Temporal Technologies is an open-source programming model company on a mission to simplify code and enhance application reliability. They are hiring a Senior Software Engineer to join the Cloud Enablement team, focusing on backend systems that power critical Temporal Cloud capabilities and ensure high availability and reliability.
Responsibilities:
- Design and implement backend features that apply and extend the Temporal OSS replication stack to new Temporal Cloud capabilities
- Contribute to Temporal Cloud High Availability features, including:
- Namespace replication within and across regions and cloud providers
- Monitoring replication health and lag
- Supporting manual and automated failover workflows
- Build and improve namespace migration systems, including:
- Migration of namespaces and workloads between self-hosted Temporal clusters and Temporal Cloud
- Migration between Temporal Cloud environments or regions
- Tooling that supports safe cutover, validation, and rollback
- Own medium-to-large features end-to-end, from design through production rollout and long-term maintenance
- Write clear design documentation describing system behavior, tradeoffs, and failure modes
- Ensure features are production-ready by delivering:
- Service-level logs, metrics, and tracing
- Alerts, dashboards, and operational runbooks
- Participate in operational ownership, including on-call rotations, incident response, and postmortems
- Collaborate with teammates to continuously improve reliability, operability, and development velocity
Requirements:
- Strong experience designing and building distributed backend systems with a focus on reliability and scalability
- Hands-on experience operating production systems, including debugging failures and improving observability
- Experience developing highly concurrent systems
- Demonstrated ability to write concurrent production code, preferably in Go (Java or similar languages also welcome)

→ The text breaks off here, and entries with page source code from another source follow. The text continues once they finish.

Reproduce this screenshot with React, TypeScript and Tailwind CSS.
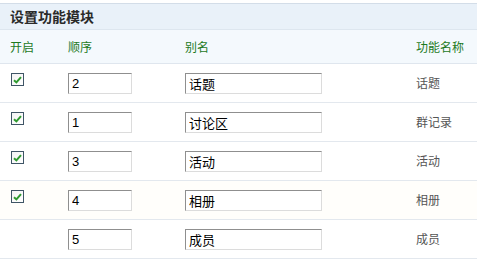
const rows = [
  { on: true, order: "2", alias: "话题", name: "话题" },
  { on: true, order: "1", alias: "讨论区", name: "群记录" },
  { on: true, order: "3", alias: "活动", name: "活动" },
  { on: true, order: "4", alias: "相册", name: "相册", warm: true },
  { on: false, order: "5", alias: "成员", name: "成员" },
];

const cjk = { fontFamily: '"Noto Sans CJK SC", "Liberation Sans", sans-serif' };

function Check() {
  return (
    <span className="flex h-[13px] w-[13px] items-center justify-center border border-[#3f5566] bg-gradient-to-br from-[#f4f4f4] to-[#ffffff]">
      <svg width="9" height="8" viewBox="0 0 9 8">
        <path d="M1 4.2 L3.4 6.4 L8 1.2" fill="none" stroke="#2f9a2f" strokeWidth="2" />
      </svg>
    </span>
  );
}

const inputCls =
  "h-[21px] border border-t-[#8f8f8f] border-l-[#8f8f8f] border-r-[#dcdcdc] border-b-[#dcdcdc] bg-white px-[3px] text-[13px] text-black outline-none";

export default function App() {
  return (
    <div className="h-[261px] w-[477px] bg-white pt-[3px]" style={cjk}>
      <div className="flex h-[27px] items-center border-t border-b border-t-[#d3dde8] border-b-[#dde6ef] bg-[#e9f1f9] pl-[10px] text-[14px] font-bold text-[#2a2a2a]">
        设置功能模块
      </div>
      <div className="grid h-[34px] grid-cols-[68px_117px_231px_1fr] items-center border-b border-[#dfe6ee] bg-[#f4f9fd] text-[12px] text-[#1d7a1d]">
        <span className="pl-[10px]">开启</span>
        <span>顺序</span>
        <span>别名</span>
        <span>功能名称</span>
      </div>
      {rows.map((r) => (
        <div
          key={r.order}
          className={`grid h-[39px] grid-cols-[68px_117px_231px_1fr] items-center border-b border-[#e3e8ee] text-[12px] text-[#555] ${r.warm ? "bg-[#fffefb]" : "bg-white"}`}
        >
          <div className="self-start pl-[11px] pt-[9px]">{r.on && <Check />}</div>
          <div>
            <input
              className={`${inputCls} w-[64px]`}
              style={{ fontFamily: '"Liberation Sans", sans-serif' }}
              defaultValue={r.order}
            />
          </div>
          <div>
            <input className={`${inputCls} w-[137px]`} style={cjk} defaultValue={r.alias} />
          </div>
          <span>{r.name}</span>
        </div>
      ))}
    </div>
  );
}
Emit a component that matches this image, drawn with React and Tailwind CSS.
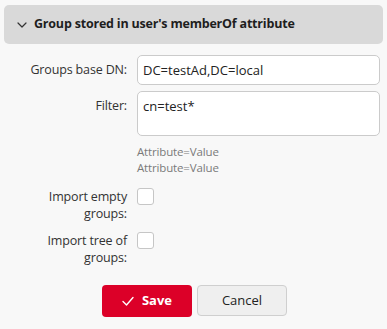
import React, { useState } from "react";

const Chevron = () => (
  <svg width="10" height="6" viewBox="0 0 10 6" fill="none" className="shrink-0">
    <path d="M1 1l4 4 4-4" stroke="#333" strokeWidth="1.2" strokeLinecap="round" strokeLinejoin="round" />
  </svg>
);

const Check = () => (
  <svg width="12" height="10" viewBox="0 0 12 10" fill="none">
    <path d="M1 5.5l3.5 3.5L11 1.5" stroke="#fff" strokeWidth="1.4" strokeLinecap="round" strokeLinejoin="round" />
  </svg>
);

const App = () => {
  const [baseDn, setBaseDn] = useState("DC=testAd,DC=local");
  const [filter, setFilter] = useState("cn=test*");
  const [importEmpty, setImportEmpty] = useState(false);
  const [importTree, setImportTree] = useState(false);

  return (
    <div
      className="w-[387px] h-[329px] bg-[#f8f8f8] text-[#333] text-[13px] pt-[5px]"
      style={{ fontFamily: '"Open Sans", "Noto Sans", sans-serif' }}
    >
      <div className="mx-[4px] h-[39px] bg-[#d9d9d9] rounded-[5px] flex items-center pl-[13px] gap-[7px]">
        <Chevron />
        <span className="font-bold text-[12.5px] text-[#1e1e1e] tracking-[-0.2px]">
          Group stored in user's memberOf attribute
        </span>
      </div>

      <div className="grid grid-cols-[127px_243px] gap-x-[10px] mt-[11px] text-[12.5px] tracking-[-0.15px]">
        <label className="text-right self-center leading-[16px]">Groups base DN:</label>
        <input
          className="h-[30px] bg-white border border-[#cbcbcb] rounded-[5px] px-[5px] text-[13px] tracking-normal text-[#222] outline-none"
          value={baseDn}
          onChange={(e) => setBaseDn(e.target.value)}
        />

        <label className="text-right pt-[7px] mt-[6px] leading-[16px]">Filter:</label>
        <textarea
          className="h-[45px] mt-[6px] bg-white border border-[#cbcbcb] rounded-[5px] px-[5px] py-[6px] text-[13px] tracking-normal leading-[16px] text-[#222] outline-none resize-none"
          value={filter}
          onChange={(e) => setFilter(e.target.value)}
          spellCheck="true"
        />

        <div />
        <div className="mt-[8px] text-[11.5px] leading-[16px] text-[#7a7a7a]">
          <div>Attribute=Value</div>
          <div>Attribute=Value</div>
        </div>

        <label className="text-right mt-[12px] leading-[17px]">
          Import empty
          <br />
          groups:
        </label>
        <div className="mt-[12px]">
          <button
            onClick={() => setImportEmpty(!importEmpty)}
            className="w-[17px] h-[17px] bg-white border border-[#c6c6c6] rounded-[3px] flex items-center justify-center"
          >
            {importEmpty && <span className="text-[11px]">✓</span>}
          </button>
        </div>

        <label className="text-right mt-[10px] leading-[17px]">
          Import tree of
          <br />
          groups:
        </label>
        <div className="mt-[10px]">
          <button
            onClick={() => setImportTree(!importTree)}
            className="w-[17px] h-[17px] bg-white border border-[#c6c6c6] rounded-[3px] flex items-center justify-center"
          >
            {importTree && <span className="text-[11px]">✓</span>}
          </button>
        </div>
      </div>

      <div className="flex justify-center gap-[5px] mt-[19px] pl-[2px]">
        <button className="w-[90px] h-[32px] bg-[#dc0028] rounded-[4px] text-white font-bold text-[13px] flex items-center justify-center gap-[8px]">
          <Check />
          Save
        </button>
        <button className="w-[90px] h-[31px] bg-[#efefef] border border-[#cfcfcf] rounded-[4px] text-[#222] text-[13px]">
          Cancel
        </button>
      </div>
    </div>
  );
};

export default App;
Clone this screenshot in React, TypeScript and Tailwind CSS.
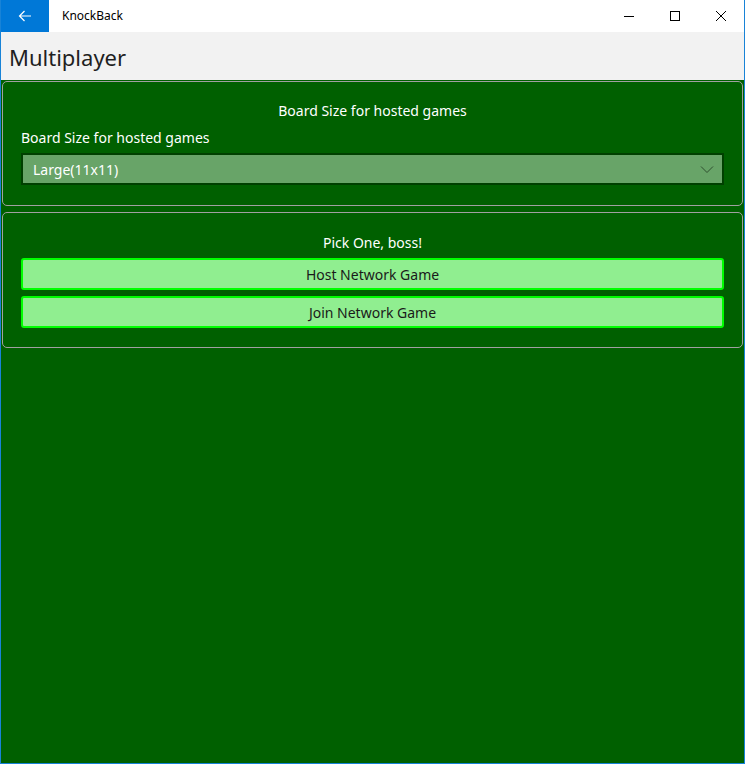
// KnockBack — Multiplayer 화면 재현.

const font = { fontFamily: '"Noto Sans", "Open Sans", sans-serif' };

function TitleBar() {
  return (
    <div className="flex h-[32px] items-stretch bg-white">
      <div className="flex w-[48px] items-center justify-center bg-[#0078d7]">
        <svg width="16" height="16" viewBox="0 0 16 16" fill="none" stroke="white" strokeWidth="1.2">
          <path d="M14 8H2.5M7.5 3L2.5 8l5 5" />
        </svg>
      </div>
      <div className="flex items-center pl-[13px] text-[12px] text-black">KnockBack</div>
      <div className="ml-auto flex">
        <div className="flex w-[46px] items-center justify-center">
          <svg width="10" height="10" viewBox="0 0 10 10" stroke="black" strokeWidth="1">
            <path d="M0 5.5h10" />
          </svg>
        </div>
        <div className="flex w-[46px] items-center justify-center">
          <svg width="10" height="10" viewBox="0 0 10 10" fill="none" stroke="black" strokeWidth="1">
            <rect x="0.5" y="0.5" width="9" height="9" />
          </svg>
        </div>
        <div className="flex w-[46px] items-center justify-center">
          <svg width="10" height="10" viewBox="0 0 10 10" stroke="black" strokeWidth="1">
            <path d="M0 0l10 10M10 0L0 10" />
          </svg>
        </div>
      </div>
    </div>
  );
}

export default function App() {
  return (
    <div
      className="flex h-[764px] w-[745px] flex-col overflow-hidden border-x border-b border-[#1883d7]"
      style={font}
    >
      <TitleBar />
      <div className="flex h-[48px] items-center bg-[#f2f2f2] pl-[8px] pt-[2px] text-[22px] text-[#1f1f1f]">
        Multiplayer
      </div>
      <div className="flex flex-1 flex-col gap-[6px] bg-[#006000] p-px">
        {/* 보드 크기 */}
        <section className="flex flex-col rounded-[5px] border border-[#a0a0a0] px-[18px] pt-[19px] pb-[20px]">
          <p className="text-center text-[14px] leading-[20px] text-white">Board Size for hosted games</p>
          <p className="mt-[7px] text-[14px] leading-[20px] text-white">Board Size for hosted games</p>
          <div className="mt-[5px] flex h-[32px] items-center justify-between border-2 border-[#004000] bg-[#68a468] pl-[10px] pr-[8px]">
            <span className="text-[14px] text-white">Large(11x11)</span>
            <svg width="14" height="10" viewBox="0 0 14 10" fill="none" stroke="#2f4f2f" strokeWidth="1">
              <path d="M1 2.5l6 6 6-6" />
            </svg>
          </div>
        </section>
        {/* 게임 선택 */}
        <section className="flex flex-col rounded-[5px] border border-[#a0a0a0] px-[18px] pt-[20px] pb-[19px]">
          <p className="text-center text-[14px] leading-[20px] text-white">Pick One, boss!</p>
          <div className="mt-[5px] flex flex-col gap-[6px]">
            <button className="h-[32px] rounded-[3px] border-2 border-[#00ff00] bg-[#90ee90] text-[14px] text-[#1a1a1a]">
              Host Network Game
            </button>
            <button className="h-[32px] rounded-[3px] border-2 border-[#00ff00] bg-[#90ee90] text-[14px] text-[#1a1a1a]">
              Join Network Game
            </button>
          </div>
        </section>
      </div>
    </div>
  );
}
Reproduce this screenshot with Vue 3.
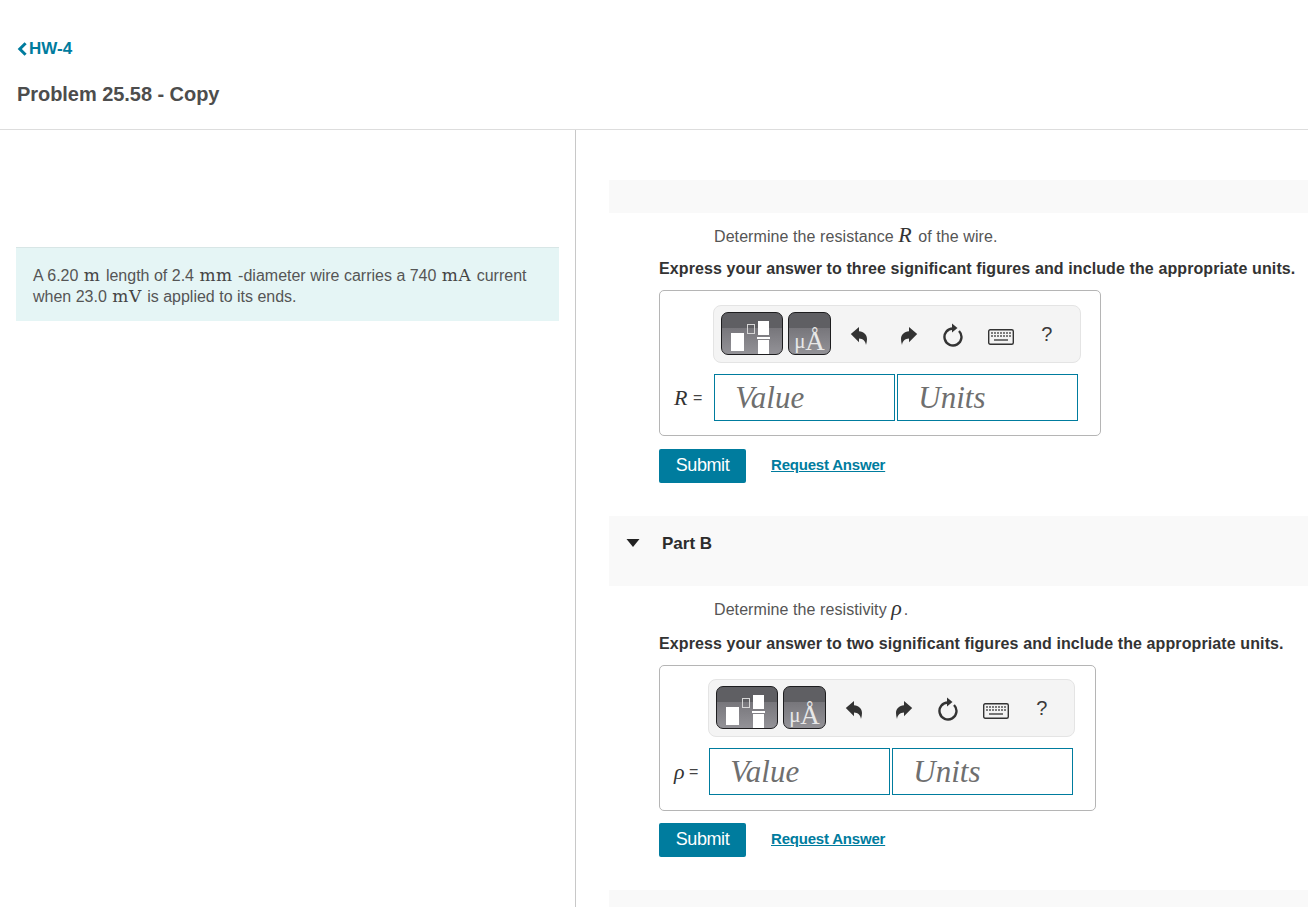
<script setup>
const parts = [
  { key: 'a', narrow: false, label: 'R', what: 'resistance', sym: 'R', tail: ' of the wire.', fig: 'three' },
  { key: 'b', narrow: true, label: 'ρ', what: 'resistivity', sym: 'ρ', tail: '.', fig: 'two' }
]
</script>

<template>
  <div class="page">
    <header class="head">
      <a class="back">
        <svg width="11" height="14" viewBox="0 0 11 14"><path d="M8.600 1.200 2.800 7l5.800 5.800" fill="none" stroke="#007c9e" stroke-width="3"/></svg>
        <span>HW-4</span>
      </a>
      <h1 class="title">Problem 25.58 - Copy</h1>
    </header>

    <div class="cols">
      <aside class="left">
        <div class="intro">
          A 6.20 <span class="unit">m</span> length of 2.4 <span class="unit">mm</span> -diameter wire carries a 740 <span class="unit">mA</span> current<br>
          when 23.0 <span class="unit">mV</span> is applied to its ends.
        </div>
      </aside>

      <main class="right">
        <div class="band band-top"></div>

        <template v-for="p in parts" :key="p.key">
          <div v-if="p.key === 'b'" class="band band-part">
            <svg class="caret" width="14" height="8" viewBox="0 0 14 8"><path d="M.5 0h13L7 8z" fill="#222"/></svg>
            <span class="part-name">Part B</span>
          </div>
          <section class="part" :class="{ 'part-b': p.narrow }">
            <p class="ask">Determine the {{ p.what }} <span class="sym">{{ p.sym }}</span>{{ p.tail }}</p>
            <p class="express">Express your answer to {{ p.fig }} significant figures and include the appropriate units.</p>

            <div class="box">
              <div class="toolbar">
                <button class="tool tool-frac">
                  <i class="w big"></i><i class="w tiny"></i><i class="w num"></i><i class="w bar"></i><i class="w den"></i>
                </button>
                <button class="tool tool-unit"><span class="mu">μ</span><span class="ang">Å</span></button>
                <svg class="ico ico-undo" width="18" height="20" viewBox="0 0 18 20"><path d="M.8 8 9 1v4.200c4.800.3 8 3.600 8 7.800 0 2-.4 4-1 6-.6-3.800-3-6.200-7-6.400v3.600z" fill="#333"/></svg>
                <svg class="ico ico-redo" width="18" height="20" viewBox="0 0 18 20"><path d="M17.200 8 9 1v4.200C4.200 5.500 1 8.800 1 13c0 2 .4 4 1 6 .6-3.800 3-6.200 7-6.400v3.600z" fill="#333"/></svg>
                <svg class="ico ico-reload" width="22" height="24" viewBox="0 0 22 24"><path d="M11 5.500A8.500 8.500 0 1 0 17 8" fill="none" stroke="#333" stroke-width="2.400"/><path d="M10 .5 15.500 5 10 9.500z" fill="#333"/></svg>
                <svg class="ico ico-keys" width="26" height="16" viewBox="0 0 26 16"><rect x=".7" y=".7" width="24.600" height="14.600" rx="1.500" fill="#f3f3f3" stroke="#333" stroke-width="1.400"/><path d="M3 4h20M3 7h20" stroke="#555" stroke-width="1.500" stroke-dasharray="2 1"/><path d="M6 11h14" stroke="#555" stroke-width="1.600"/></svg>
                <span class="help">?</span>
              </div>

              <span class="eq"><span class="sym sym-label">{{ p.label }}</span><span>=</span></span>
              <div class="inputs">
                <div class="field">Value</div>
                <div class="field">Units</div>
              </div>
            </div>

            <div class="actions">
              <button class="submit">Submit</button>
              <a class="req">Request Answer</a>
            </div>
          </section>
        </template>

        <div class="band band-end"></div>
      </main>
    </div>
  </div>
</template>

<style>
html, body { margin: 0; background: #fff; }
</style>

<style scoped>
.page {
  width: 1308px;
  height: 907px;
  overflow: hidden;
  display: flex;
  flex-direction: column;
  font-family: "Liberation Sans", Arial, sans-serif;
  font-size: 16px;
  color: #4a4a4a;
}
.head {
  height: 129px;
  flex: none;
  border-bottom: 1px solid #ddd;
  padding-left: 17px;
}
.back {
  display: flex;
  align-items: center;
  gap: 1px;
  padding-top: 39px;
  height: 20px;
  color: #007c9e;
  font-weight: 700;
  font-size: 17px;
}
.title {
  margin: 23px 0 0;
  font-size: 20px;
  line-height: 24px;
  font-weight: 700;
  letter-spacing: -0.05px;
  color: #4d4d4d;
}
.cols { flex: 1; display: flex; min-height: 0; }
.left {
  width: 543px;
  flex: none;
  border-right: 1px solid #c8c8c8;
  padding: 117px 16px 0;
}
.intro {
  background: #e5f5f5;
  border-top: 1px solid #d8e6e6;
  height: 74px;
  padding: 17px 17px 0;
  box-sizing: border-box;
  line-height: 21px;
  color: #555;
}
.unit {
  font-family: "DejaVu Serif", "Liberation Serif", serif;
  font-size: 17px;
  line-height: 0;
  margin: 0 1px;
  letter-spacing: 0.5px;
  color: #444;
}
.right { flex: 1; padding-left: 33px; padding-top: 50px; min-width: 0; }
.band { background: #f9f9f9; }
.band-top { height: 33px; }
.band-part {
  height: 70px;
  display: flex;
  align-items: flex-start;
  padding-left: 17px;
}
.caret { margin-top: 23px; }
.part-name {
  margin: 18px 0 0 22px;
  font-size: 17px;
  font-weight: 700;
  color: #2c2c2c;
  line-height: 20px;
}
.band-end { height: 40px; margin-top: 33px; }
.part { padding-left: 50px; height: 303px; box-sizing: border-box; }
.part-b { height: 271px; }
.ask {
  margin: 0;
  padding: 14px 0 0 55px;
  line-height: 20px;
  letter-spacing: 0.08px;
  color: #555;
}
.sym {
  font-family: "Liberation Serif", serif;
  font-style: italic;
  font-size: 22px;
  line-height: 0;
  letter-spacing: 2px;
  color: #333;
}
.express {
  margin: 12px 0 0;
  line-height: 20px;
  font-weight: 700;
  letter-spacing: 0.105px;
  color: #333;
}
.part-b .express { margin-top: 14px; }
.box {
  margin-top: 11px;
  display: grid;
  width: fit-content;
  grid-template-columns: auto auto;
  align-items: center;
  column-gap: 12px;
  row-gap: 11px;
  border: 1px solid #b5b5b5;
  border-radius: 5px;
  padding: 14px 22px 14px 14px;
}
.part-b .box { padding-top: 13px; padding-bottom: 15px; column-gap: 11px; }
.toolbar {
  grid-column: 2;
  position: relative;
  height: 58px;
  margin-left: -1px;
  margin-right: -3px;
  box-sizing: border-box;
  background: #f4f4f4;
  border: 1px solid #e4e4e4;
  border-radius: 8px;
}
.part-b .toolbar { margin-right: -2px; }
.tool {
  position: absolute;
  top: 6px;
  height: 43px;
  padding: 0;
  border: 1px solid #1d1d1f;
  border-radius: 7px;
  background: linear-gradient(#5f5f63 0 15px, #77767b 15px, #939297 100%);
  overflow: hidden;
}
.tool-frac { left: 7px; width: 62px; }
.tool-unit { left: 74px; width: 43px; }
.tool-unit span {
  position: absolute;
  font-family: "Liberation Serif", serif;
  line-height: 24px;
  color: #e8e8e8;
  bottom: 1px;
}
.mu { left: 5px; font-size: 21px; }
.ang { left: 16px; font-size: 27px; }
.w { position: absolute; background: #fff; display: block; }
.big { left: 9px; top: 20px; width: 13px; height: 18px; }
.tiny { left: 25px; top: 11px; width: 8px; height: 10px; background: transparent; border: 1px solid #d6d6d6; box-sizing: border-box; }
.num { left: 36px; top: 8px; width: 11px; height: 14px; }
.bar { left: 35px; top: 24px; width: 13px; height: 2px; }
.den { left: 36px; top: 27px; width: 11px; height: 14px; }
.ico { position: absolute; top: 50%; margin-top: 2px; transform: translateY(-50%); }
.ico-undo { left: 136px; }
.ico-redo { left: 186px; }
.ico-reload { left: 228px; margin-top: 1px; }
.ico-keys { left: 274px; margin-top: 3px; }
.help {
  position: absolute;
  left: 327px;
  top: 17px;
  font-size: 20px;
  line-height: 22px;
  color: #3a3a3a;
}
.eq {
  grid-column: 1;
  grid-row: 2;
  display: flex;
  align-items: center;
  gap: 3px;
  font-size: 16px;
  color: #444;
  white-space: nowrap;
}
.part-b .eq { gap: 4px; }
.sym-label { width: 16px; line-height: 22px; letter-spacing: 0; }
.part-b .sym-label { width: 11px; }
.inputs { grid-column: 2; grid-row: 2; display: flex; gap: 2px; }
.field {
  width: 181px;
  height: 47px;
  box-sizing: border-box;
  border: 1px solid #007c9e;
  padding-left: 20px;
  font-family: "Liberation Serif", serif;
  font-style: italic;
  font-size: 31px;
  line-height: 45px;
  color: #6f6f6f;
}
.actions { display: flex; align-items: center; margin-top: 13px; gap: 25px; }
.part-b .actions { margin-top: 12px; }
.submit {
  width: 87px;
  height: 34px;
  padding: 0 0 2px;
  border: 0;
  border-radius: 2px;
  background: #007c9e;
  color: #fff;
  font-family: "Liberation Sans", Arial, sans-serif;
  font-size: 18px;
  letter-spacing: -0.4px;
}
.req {
  color: #007c9e;
  font-weight: 700;
  font-size: 15px;
  letter-spacing: -0.2px;
  margin-bottom: 3px;
  text-decoration: underline;
}
</style>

- Solid understanding of failure modes, replication, and resiliency patterns in distributed systems
- Ability to independently drive work from problem definition to delivery, while collaborating closely with peers and stakeholders
- A mindset focused on building systems that are safe to operate, easy to reason about, and resilient to change
- Experience with replication, failover, or disaster recovery systems
- Experience designing or operating migration tooling for distributed systems
- Familiarity with cloud infrastructure and containerized environments (e.g., Kubernetes)